**WHAT THE TASK REQUIRES**
Reproduce all the material exactly, minus any pictures it holds.

**RECORDS PROVIDED**
──────
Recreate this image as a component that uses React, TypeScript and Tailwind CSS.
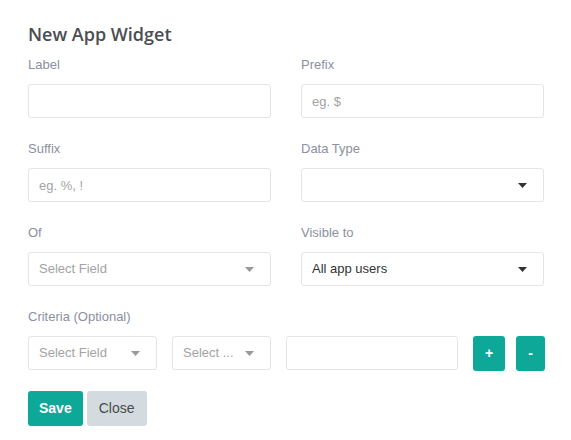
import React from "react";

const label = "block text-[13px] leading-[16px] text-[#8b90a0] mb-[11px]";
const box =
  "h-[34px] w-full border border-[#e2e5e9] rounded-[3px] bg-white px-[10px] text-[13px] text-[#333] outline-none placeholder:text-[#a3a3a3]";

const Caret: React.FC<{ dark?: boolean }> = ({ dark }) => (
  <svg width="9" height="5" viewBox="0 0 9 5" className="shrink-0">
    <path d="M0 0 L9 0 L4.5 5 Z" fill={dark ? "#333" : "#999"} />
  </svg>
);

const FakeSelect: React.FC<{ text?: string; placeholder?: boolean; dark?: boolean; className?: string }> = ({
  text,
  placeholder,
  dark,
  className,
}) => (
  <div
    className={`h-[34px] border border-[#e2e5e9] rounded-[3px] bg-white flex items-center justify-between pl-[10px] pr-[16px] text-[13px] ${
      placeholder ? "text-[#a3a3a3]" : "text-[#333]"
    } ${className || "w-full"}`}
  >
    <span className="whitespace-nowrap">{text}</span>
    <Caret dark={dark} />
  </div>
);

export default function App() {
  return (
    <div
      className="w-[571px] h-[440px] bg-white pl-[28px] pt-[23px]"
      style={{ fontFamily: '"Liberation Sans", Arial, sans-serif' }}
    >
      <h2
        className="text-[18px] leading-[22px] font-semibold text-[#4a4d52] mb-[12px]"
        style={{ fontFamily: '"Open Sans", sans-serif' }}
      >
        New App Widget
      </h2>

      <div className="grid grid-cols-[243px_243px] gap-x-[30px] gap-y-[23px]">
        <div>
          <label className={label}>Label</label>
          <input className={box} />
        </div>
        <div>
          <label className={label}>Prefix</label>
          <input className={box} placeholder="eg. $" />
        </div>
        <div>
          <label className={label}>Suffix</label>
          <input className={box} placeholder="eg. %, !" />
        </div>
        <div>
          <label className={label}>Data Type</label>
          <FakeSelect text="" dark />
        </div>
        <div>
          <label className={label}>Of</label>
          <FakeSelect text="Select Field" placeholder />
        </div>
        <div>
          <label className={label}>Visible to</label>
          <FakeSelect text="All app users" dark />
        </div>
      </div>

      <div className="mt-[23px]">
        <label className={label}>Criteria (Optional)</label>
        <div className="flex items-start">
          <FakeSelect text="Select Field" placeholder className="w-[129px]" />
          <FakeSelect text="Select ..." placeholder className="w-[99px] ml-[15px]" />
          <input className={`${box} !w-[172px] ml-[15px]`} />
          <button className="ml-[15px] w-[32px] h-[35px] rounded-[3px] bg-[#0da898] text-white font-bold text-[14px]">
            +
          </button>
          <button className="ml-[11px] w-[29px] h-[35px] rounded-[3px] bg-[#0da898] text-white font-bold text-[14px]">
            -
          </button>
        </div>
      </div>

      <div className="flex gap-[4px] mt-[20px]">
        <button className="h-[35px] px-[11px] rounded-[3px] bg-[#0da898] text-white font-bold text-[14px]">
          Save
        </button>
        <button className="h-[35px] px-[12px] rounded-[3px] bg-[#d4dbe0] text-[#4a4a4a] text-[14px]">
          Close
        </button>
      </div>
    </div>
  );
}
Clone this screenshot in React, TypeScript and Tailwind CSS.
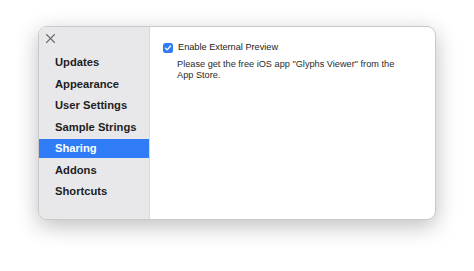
──────
**PROBLEM SOLUTION**
Recreate this image as a component that uses React, TypeScript and Tailwind CSS.
import React from "react";

const label = "block text-[13px] leading-[16px] text-[#8b90a0] mb-[11px]";
const box =
  "h-[34px] w-full border border-[#e2e5e9] rounded-[3px] bg-white px-[10px] text-[13px] text-[#333] outline-none placeholder:text-[#a3a3a3]";

const Caret: React.FC<{ dark?: boolean }> = ({ dark }) => (
  <svg width="9" height="5" viewBox="0 0 9 5" className="shrink-0">
    <path d="M0 0 L9 0 L4.5 5 Z" fill={dark ? "#333" : "#999"} />
  </svg>
);

const FakeSelect: React.FC<{ text?: string; placeholder?: boolean; dark?: boolean; className?: string }> = ({
  text,
  placeholder,
  dark,
  className,
}) => (
  <div
    className={`h-[34px] border border-[#e2e5e9] rounded-[3px] bg-white flex items-center justify-between pl-[10px] pr-[16px] text-[13px] ${
      placeholder ? "text-[#a3a3a3]" : "text-[#333]"
    } ${className || "w-full"}`}
  >
    <span className="whitespace-nowrap">{text}</span>
    <Caret dark={dark} />
  </div>
);

export default function App() {
  return (
    <div
      className="w-[571px] h-[440px] bg-white pl-[28px] pt-[23px]"
      style={{ fontFamily: '"Liberation Sans", Arial, sans-serif' }}
    >
      <h2
        className="text-[18px] leading-[22px] font-semibold text-[#4a4d52] mb-[12px]"
        style={{ fontFamily: '"Open Sans", sans-serif' }}
      >
        New App Widget
      </h2>

      <div className="grid grid-cols-[243px_243px] gap-x-[30px] gap-y-[23px]">
        <div>
          <label className={label}>Label</label>
          <input className={box} />
        </div>
        <div>
          <label className={label}>Prefix</label>
          <input className={box} placeholder="eg. $" />
        </div>
        <div>
          <label className={label}>Suffix</label>
          <input className={box} placeholder="eg. %, !" />
        </div>
        <div>
          <label className={label}>Data Type</label>
          <FakeSelect text="" dark />
        </div>
        <div>
          <label className={label}>Of</label>
          <FakeSelect text="Select Field" placeholder />
        </div>
        <div>
          <label className={label}>Visible to</label>
          <FakeSelect text="All app users" dark />
        </div>
      </div>

      <div className="mt-[23px]">
        <label className={label}>Criteria (Optional)</label>
        <div className="flex items-start">
          <FakeSelect text="Select Field" placeholder className="w-[129px]" />
          <FakeSelect text="Select ..." placeholder className="w-[99px] ml-[15px]" />
          <input className={`${box} !w-[172px] ml-[15px]`} />
          <button className="ml-[15px] w-[32px] h-[35px] rounded-[3px] bg-[#0da898] text-white font-bold text-[14px]">
            +
          </button>
          <button className="ml-[11px] w-[29px] h-[35px] rounded-[3px] bg-[#0da898] text-white font-bold text-[14px]">
            -
          </button>
        </div>
      </div>

      <div className="flex gap-[4px] mt-[20px]">
        <button className="h-[35px] px-[11px] rounded-[3px] bg-[#0da898] text-white font-bold text-[14px]">
          Save
        </button>
        <button className="h-[35px] px-[12px] rounded-[3px] bg-[#d4dbe0] text-[#4a4a4a] text-[14px]">
          Close
        </button>
      </div>
    </div>
  );
}
Clone this screenshot in React, TypeScript and Tailwind CSS.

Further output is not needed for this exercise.